Is anything surprising about the results relative to your expectations from Exercise 1? Brainstorm some possible explanations in consideration of the data context.

# Visualize evaluation metrics as a function of tuning parameters
  1. Choose a final model whose CV AUC is within one standard error of the overall best metric. Comment on the variables that are removed from the model.
# Select "best" penalty
best_se_penalty <- 

# Define workflow with "best" penalty value
final_wf <- 

# Use final_wf to fit final model with "best" penalty value
final_fit_se <- 

final_fit_se %>% tidy()
  1. Comment on the variable importance based on the how long a variable stayed in the model.
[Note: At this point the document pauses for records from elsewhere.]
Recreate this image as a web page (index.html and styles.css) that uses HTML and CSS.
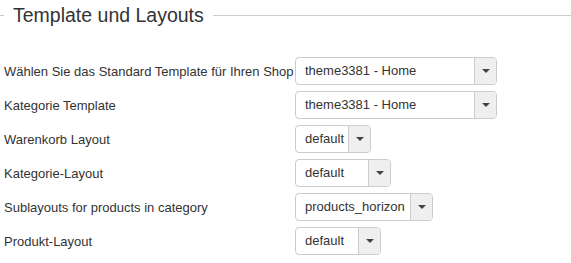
FILE: index.html
```html
<!DOCTYPE html>
<html>
  <head>
    <meta charset="utf-8" />
    <link rel="stylesheet" href="styles.css">
  </head>
  <body>
    <fieldset class="settings">
      <legend>Template und Layouts</legend>

      <div class="rows">
        <label>Wählen Sie das Standard Template für Ihren Shop</label>
        <div class="select wide">
          <div class="select-text"><span>theme3381 - Home</span></div>
          <div class="select-btn"><i class="caret"></i></div>
        </div>

        <label>Kategorie Template</label>
        <div class="select wide">
          <div class="select-text"><span>theme3381 - Home</span></div>
          <div class="select-btn"><i class="caret"></i></div>
        </div>

        <label>Warenkorb Layout</label>
        <div class="select cart">
          <div class="select-text"><span>default</span></div>
          <div class="select-btn"><i class="caret"></i></div>
        </div>

        <label>Kategorie-Layout</label>
        <div class="select category">
          <div class="select-text"><span>default</span></div>
          <div class="select-btn"><i class="caret"></i></div>
        </div>

        <label>Sublayouts for products in category</label>
        <div class="select sublayout">
          <div class="select-text"><span>products_horizon</span></div>
          <div class="select-btn"><i class="caret"></i></div>
        </div>

        <label>Produkt-Layout</label>
        <div class="select product">
          <div class="select-text"><span>default</span></div>
          <div class="select-btn"><i class="caret"></i></div>
        </div>
      </div>
    </fieldset>
  </body>
</html>
```

FILE: styles.css
```css
body {
  background-color: #fff;
  color: #333;
  font-family: "Liberation Sans", Arial, sans-serif;
  font-size: 13px;
  margin: 0;
  padding: 0;
}

.settings {
  margin: 0;
  padding: 0 0 0 4px;
  border: none;
  border-top: 1px solid #ccc;
}

.settings legend {
  font-size: 19.5px;
  line-height: 30px;
  padding: 0 9px;
  color: #333;
}

.rows {
  display: grid;
  grid-template-columns: 291px auto;
  row-gap: 6px;
  align-items: center;
  justify-items: start;
  margin-top: 27px;
}

.select {
  display: flex;
  height: 28px;
  box-sizing: border-box;
  border: 1px solid #ccc;
  border-radius: 4px;
  background-color: #fff;
  overflow: hidden;
}

.select-text {
  flex: 1;
  min-width: 0;
  padding: 0 4px 0 9px;
  line-height: 26px;
  white-space: nowrap;
}

.select-btn {
  width: 21px;
  flex: none;
  border-left: 1px solid #ccc;
  background-color: #efefef;
  display: flex;
  align-items: center;
  justify-content: center;
}

.caret {
  width: 0;
  height: 0;
  border-left: 4px solid transparent;
  border-right: 4px solid transparent;
  border-top: 4px solid #444;
}

.wide {
  width: 202px;
}

.cart {
  width: 76px;
}

.category {
  width: 96px;
}

.sublayout {
  width: 138px;
}

.product {
  width: 86px;
}
```
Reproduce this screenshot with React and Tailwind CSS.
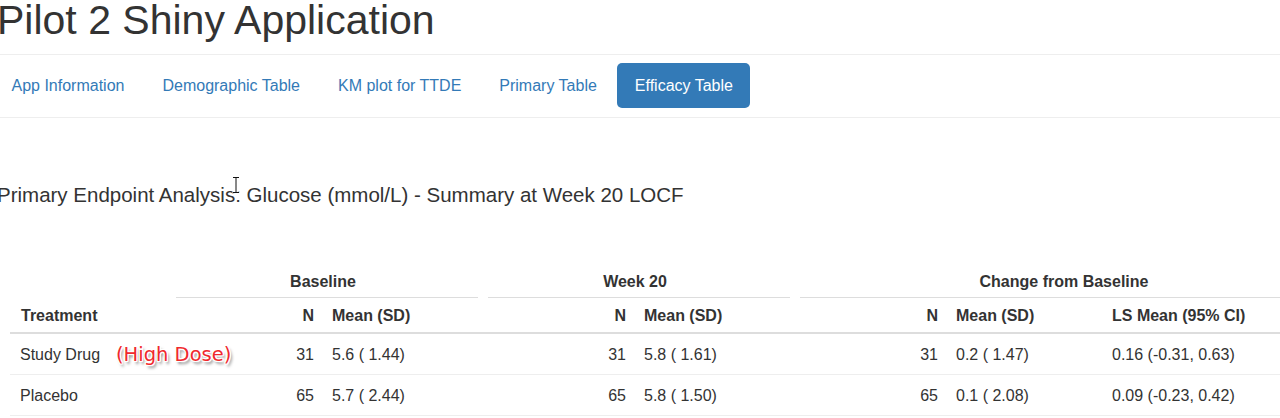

Connect the output to the data context.
glmnet_output <- final_fit_se %>% extract_fit_engine()
# Create a boolean matrix (predictors x lambdas) of variable exclusion
bool_predictor_exclude <- glmnet_output$beta==0

# Loop over each variable
var_imp <- sapply(seq_len(nrow(bool_predictor_exclude)), function(row) {
    this_coeff_path <- bool_predictor_exclude[row,]
    if(sum(this_coeff_path) == ncol(bool_predictor_exclude)){ return(0)}else{
    return(ncol(bool_predictor_exclude) - which.min(this_coeff_path) + 1)}

# Create a dataset of this information and sort
var_imp_data <- tibble(
    var_name = rownames(bool_predictor_exclude),
    var_imp = var_imp
var_imp_data %>% arrange(desc(var_imp))

Exercise 3: Interpreting evaluation metrics

Inspect the overall CV results for the “best” \(\lambda\), and compute the no-information rate (NIR) to give context to the overall accuracy:

# CV results for "best lambda"
tune_output %>%
    collect_metrics() %>%
    filter(penalty == best_se_penalty %>% pull(penalty))

# Count up number of spam and not_spam emails in the training data
spam %>%
    count(spam) # Name of the outcome variable goes inside count()

# Compute the NIR

Why is an AUC of 1 the best possible value for this metric? How does the AUC for our spam model look relative to this best value?